▶ _WHAT IS EXPECTED_
Restate all the material verbatim, except for the pictures.

▶ _PROVIDED MATERIAL_
·····

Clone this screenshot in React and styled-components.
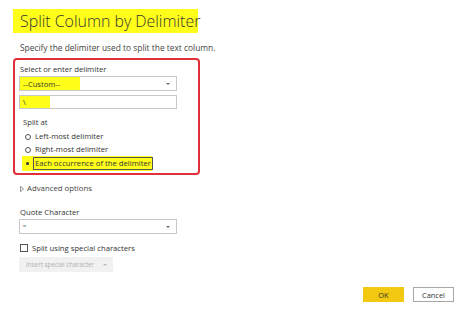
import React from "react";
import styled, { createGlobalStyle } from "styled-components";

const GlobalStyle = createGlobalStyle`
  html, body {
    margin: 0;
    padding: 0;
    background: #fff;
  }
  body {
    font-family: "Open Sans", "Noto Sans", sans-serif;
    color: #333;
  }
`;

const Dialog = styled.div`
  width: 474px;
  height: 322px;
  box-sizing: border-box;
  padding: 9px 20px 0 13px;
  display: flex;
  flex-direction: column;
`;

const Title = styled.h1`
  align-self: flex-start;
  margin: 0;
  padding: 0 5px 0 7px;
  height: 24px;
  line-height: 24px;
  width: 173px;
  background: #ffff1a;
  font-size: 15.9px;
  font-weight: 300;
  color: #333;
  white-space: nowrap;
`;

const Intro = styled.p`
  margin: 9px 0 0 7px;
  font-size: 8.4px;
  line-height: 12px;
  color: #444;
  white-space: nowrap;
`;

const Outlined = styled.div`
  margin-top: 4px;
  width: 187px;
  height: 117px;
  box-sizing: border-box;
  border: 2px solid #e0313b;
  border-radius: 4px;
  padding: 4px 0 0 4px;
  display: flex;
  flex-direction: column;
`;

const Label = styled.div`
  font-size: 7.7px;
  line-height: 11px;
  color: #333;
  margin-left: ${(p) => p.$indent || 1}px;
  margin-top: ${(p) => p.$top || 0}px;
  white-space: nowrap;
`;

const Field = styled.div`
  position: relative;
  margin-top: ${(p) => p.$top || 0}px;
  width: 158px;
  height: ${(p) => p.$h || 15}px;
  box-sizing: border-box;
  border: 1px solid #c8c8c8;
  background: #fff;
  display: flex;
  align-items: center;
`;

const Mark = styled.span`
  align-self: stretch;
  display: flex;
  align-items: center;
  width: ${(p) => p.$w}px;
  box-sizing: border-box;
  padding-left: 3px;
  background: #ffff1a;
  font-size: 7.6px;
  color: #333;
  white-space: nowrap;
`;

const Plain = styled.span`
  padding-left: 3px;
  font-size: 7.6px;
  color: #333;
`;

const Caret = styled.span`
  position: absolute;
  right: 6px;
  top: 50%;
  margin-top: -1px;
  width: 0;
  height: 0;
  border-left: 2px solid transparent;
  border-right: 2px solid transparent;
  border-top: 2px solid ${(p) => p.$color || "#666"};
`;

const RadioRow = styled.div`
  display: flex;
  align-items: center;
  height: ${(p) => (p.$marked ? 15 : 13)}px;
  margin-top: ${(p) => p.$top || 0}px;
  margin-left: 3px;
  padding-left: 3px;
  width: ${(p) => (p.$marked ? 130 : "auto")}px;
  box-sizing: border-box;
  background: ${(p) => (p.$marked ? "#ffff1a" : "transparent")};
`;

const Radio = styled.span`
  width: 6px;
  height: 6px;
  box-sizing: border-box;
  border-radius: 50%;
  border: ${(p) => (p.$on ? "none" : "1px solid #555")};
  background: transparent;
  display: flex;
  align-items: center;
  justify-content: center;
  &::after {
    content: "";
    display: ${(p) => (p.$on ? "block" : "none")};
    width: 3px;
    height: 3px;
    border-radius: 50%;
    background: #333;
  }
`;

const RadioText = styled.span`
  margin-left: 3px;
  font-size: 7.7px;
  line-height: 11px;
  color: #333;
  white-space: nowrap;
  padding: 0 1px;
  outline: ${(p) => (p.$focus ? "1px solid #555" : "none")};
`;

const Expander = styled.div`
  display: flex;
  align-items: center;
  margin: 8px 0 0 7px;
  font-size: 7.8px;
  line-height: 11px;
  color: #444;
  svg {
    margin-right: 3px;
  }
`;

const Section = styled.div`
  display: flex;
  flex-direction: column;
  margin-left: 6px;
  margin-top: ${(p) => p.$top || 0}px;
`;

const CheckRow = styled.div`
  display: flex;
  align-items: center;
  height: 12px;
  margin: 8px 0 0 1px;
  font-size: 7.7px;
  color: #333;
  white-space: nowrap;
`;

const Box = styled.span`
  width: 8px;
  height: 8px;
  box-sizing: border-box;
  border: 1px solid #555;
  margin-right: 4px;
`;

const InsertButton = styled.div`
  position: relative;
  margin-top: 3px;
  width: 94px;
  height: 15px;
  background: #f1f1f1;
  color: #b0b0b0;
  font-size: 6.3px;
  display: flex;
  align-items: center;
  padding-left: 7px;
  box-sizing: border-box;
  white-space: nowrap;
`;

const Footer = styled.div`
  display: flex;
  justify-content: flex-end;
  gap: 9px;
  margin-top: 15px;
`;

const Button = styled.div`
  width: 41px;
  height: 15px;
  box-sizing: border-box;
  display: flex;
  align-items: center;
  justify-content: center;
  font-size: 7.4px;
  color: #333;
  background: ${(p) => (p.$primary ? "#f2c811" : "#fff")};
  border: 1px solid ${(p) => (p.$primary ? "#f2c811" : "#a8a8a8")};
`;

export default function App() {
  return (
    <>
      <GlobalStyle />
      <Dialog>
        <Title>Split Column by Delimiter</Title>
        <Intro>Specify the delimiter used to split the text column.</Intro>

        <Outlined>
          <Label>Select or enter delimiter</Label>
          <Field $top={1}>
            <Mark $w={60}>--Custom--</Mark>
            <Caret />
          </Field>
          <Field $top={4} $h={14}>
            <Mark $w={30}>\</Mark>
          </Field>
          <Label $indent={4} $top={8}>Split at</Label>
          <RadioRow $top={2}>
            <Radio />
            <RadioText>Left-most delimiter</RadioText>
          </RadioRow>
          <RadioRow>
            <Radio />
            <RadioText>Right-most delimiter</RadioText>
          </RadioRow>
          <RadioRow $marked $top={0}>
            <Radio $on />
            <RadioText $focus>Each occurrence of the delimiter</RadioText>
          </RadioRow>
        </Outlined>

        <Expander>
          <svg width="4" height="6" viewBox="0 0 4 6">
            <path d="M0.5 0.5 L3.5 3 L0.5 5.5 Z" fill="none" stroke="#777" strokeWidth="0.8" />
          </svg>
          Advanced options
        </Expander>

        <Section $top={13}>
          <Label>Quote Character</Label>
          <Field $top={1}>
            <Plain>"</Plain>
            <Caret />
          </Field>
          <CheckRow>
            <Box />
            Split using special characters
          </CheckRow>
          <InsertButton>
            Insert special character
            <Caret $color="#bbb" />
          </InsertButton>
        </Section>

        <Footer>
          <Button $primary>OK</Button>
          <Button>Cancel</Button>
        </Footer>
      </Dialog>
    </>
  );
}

·····

▶ _REPLY TO THE EXERCISE_
Clone this screenshot in React and styled-components.
import React from "react";
import styled, { createGlobalStyle } from "styled-components";

const GlobalStyle = createGlobalStyle`
  html, body {
    margin: 0;
    padding: 0;
    background: #fff;
  }
  body {
    font-family: "Open Sans", "Noto Sans", sans-serif;
    color: #333;
  }
`;

const Dialog = styled.div`
  width: 474px;
  height: 322px;
  box-sizing: border-box;
  padding: 9px 20px 0 13px;
  display: flex;
  flex-direction: column;
`;

const Title = styled.h1`
  align-self: flex-start;
  margin: 0;
  padding: 0 5px 0 7px;
  height: 24px;
  line-height: 24px;
  width: 173px;
  background: #ffff1a;
  font-size: 15.9px;
  font-weight: 300;
  color: #333;
  white-space: nowrap;
`;

const Intro = styled.p`
  margin: 9px 0 0 7px;
  font-size: 8.4px;
  line-height: 12px;
  color: #444;
  white-space: nowrap;
`;

const Outlined = styled.div`
  margin-top: 4px;
  width: 187px;
  height: 117px;
  box-sizing: border-box;
  border: 2px solid #e0313b;
  border-radius: 4px;
  padding: 4px 0 0 4px;
  display: flex;
  flex-direction: column;
`;

const Label = styled.div`
  font-size: 7.7px;
  line-height: 11px;
  color: #333;
  margin-left: ${(p) => p.$indent || 1}px;
  margin-top: ${(p) => p.$top || 0}px;
  white-space: nowrap;
`;

const Field = styled.div`
  position: relative;
  margin-top: ${(p) => p.$top || 0}px;
  width: 158px;
  height: ${(p) => p.$h || 15}px;
  box-sizing: border-box;
  border: 1px solid #c8c8c8;
  background: #fff;
  display: flex;
  align-items: center;
`;

const Mark = styled.span`
  align-self: stretch;
  display: flex;
  align-items: center;
  width: ${(p) => p.$w}px;
  box-sizing: border-box;
  padding-left: 3px;
  background: #ffff1a;
  font-size: 7.6px;
  color: #333;
  white-space: nowrap;
`;

const Plain = styled.span`
  padding-left: 3px;
  font-size: 7.6px;
  color: #333;
`;

const Caret = styled.span`
  position: absolute;
  right: 6px;
  top: 50%;
  margin-top: -1px;
  width: 0;
  height: 0;
  border-left: 2px solid transparent;
  border-right: 2px solid transparent;
  border-top: 2px solid ${(p) => p.$color || "#666"};
`;

const RadioRow = styled.div`
  display: flex;
  align-items: center;
  height: ${(p) => (p.$marked ? 15 : 13)}px;
  margin-top: ${(p) => p.$top || 0}px;
  margin-left: 3px;
  padding-left: 3px;
  width: ${(p) => (p.$marked ? 130 : "auto")}px;
  box-sizing: border-box;
  background: ${(p) => (p.$marked ? "#ffff1a" : "transparent")};
`;

const Radio = styled.span`
  width: 6px;
  height: 6px;
  box-sizing: border-box;
  border-radius: 50%;
  border: ${(p) => (p.$on ? "none" : "1px solid #555")};
  background: transparent;
  display: flex;
  align-items: center;
  justify-content: center;
  &::after {
    content: "";
    display: ${(p) => (p.$on ? "block" : "none")};
    width: 3px;
    height: 3px;
    border-radius: 50%;
    background: #333;
  }
`;

const RadioText = styled.span`
  margin-left: 3px;
  font-size: 7.7px;
  line-height: 11px;
  color: #333;
  white-space: nowrap;
  padding: 0 1px;
  outline: ${(p) => (p.$focus ? "1px solid #555" : "none")};
`;

const Expander = styled.div`
  display: flex;
  align-items: center;
  margin: 8px 0 0 7px;
  font-size: 7.8px;
  line-height: 11px;
  color: #444;
  svg {
    margin-right: 3px;
  }
`;

const Section = styled.div`
  display: flex;
  flex-direction: column;
  margin-left: 6px;
  margin-top: ${(p) => p.$top || 0}px;
`;

const CheckRow = styled.div`
  display: flex;
  align-items: center;
  height: 12px;
  margin: 8px 0 0 1px;
  font-size: 7.7px;
  color: #333;
  white-space: nowrap;
`;

const Box = styled.span`
  width: 8px;
  height: 8px;
  box-sizing: border-box;
  border: 1px solid #555;
  margin-right: 4px;
`;

const InsertButton = styled.div`
  position: relative;
  margin-top: 3px;
  width: 94px;
  height: 15px;
  background: #f1f1f1;
  color: #b0b0b0;
  font-size: 6.3px;
  display: flex;
  align-items: center;
  padding-left: 7px;
  box-sizing: border-box;
  white-space: nowrap;
`;

const Footer = styled.div`
  display: flex;
  justify-content: flex-end;
  gap: 9px;
  margin-top: 15px;
`;

const Button = styled.div`
  width: 41px;
  height: 15px;
  box-sizing: border-box;
  display: flex;
  align-items: center;
  justify-content: center;
  font-size: 7.4px;
  color: #333;
  background: ${(p) => (p.$primary ? "#f2c811" : "#fff")};
  border: 1px solid ${(p) => (p.$primary ? "#f2c811" : "#a8a8a8")};
`;

export default function App() {
  return (
    <>
      <GlobalStyle />
      <Dialog>
        <Title>Split Column by Delimiter</Title>
        <Intro>Specify the delimiter used to split the text column.</Intro>

        <Outlined>
          <Label>Select or enter delimiter</Label>
          <Field $top={1}>
            <Mark $w={60}>--Custom--</Mark>
            <Caret />
          </Field>
          <Field $top={4} $h={14}>
            <Mark $w={30}>\</Mark>
          </Field>
          <Label $indent={4} $top={8}>Split at</Label>
          <RadioRow $top={2}>
            <Radio />
            <RadioText>Left-most delimiter</RadioText>
          </RadioRow>
          <RadioRow>
            <Radio />
            <RadioText>Right-most delimiter</RadioText>
          </RadioRow>
          <RadioRow $marked $top={0}>
            <Radio $on />
            <RadioText $focus>Each occurrence of the delimiter</RadioText>
          </RadioRow>
        </Outlined>

        <Expander>
          <svg width="4" height="6" viewBox="0 0 4 6">
            <path d="M0.5 0.5 L3.5 3 L0.5 5.5 Z" fill="none" stroke="#777" strokeWidth="0.8" />
          </svg>
          Advanced options
        </Expander>

        <Section $top={13}>
          <Label>Quote Character</Label>
          <Field $top={1}>
            <Plain>"</Plain>
            <Caret />
          </Field>
          <CheckRow>
            <Box />
            Split using special characters
          </CheckRow>
          <InsertButton>
            Insert special character
            <Caret $color="#bbb" />
          </InsertButton>
        </Section>

        <Footer>
          <Button $primary>OK</Button>
          <Button>Cancel</Button>
        </Footer>
      </Dialog>
    </>
  );
}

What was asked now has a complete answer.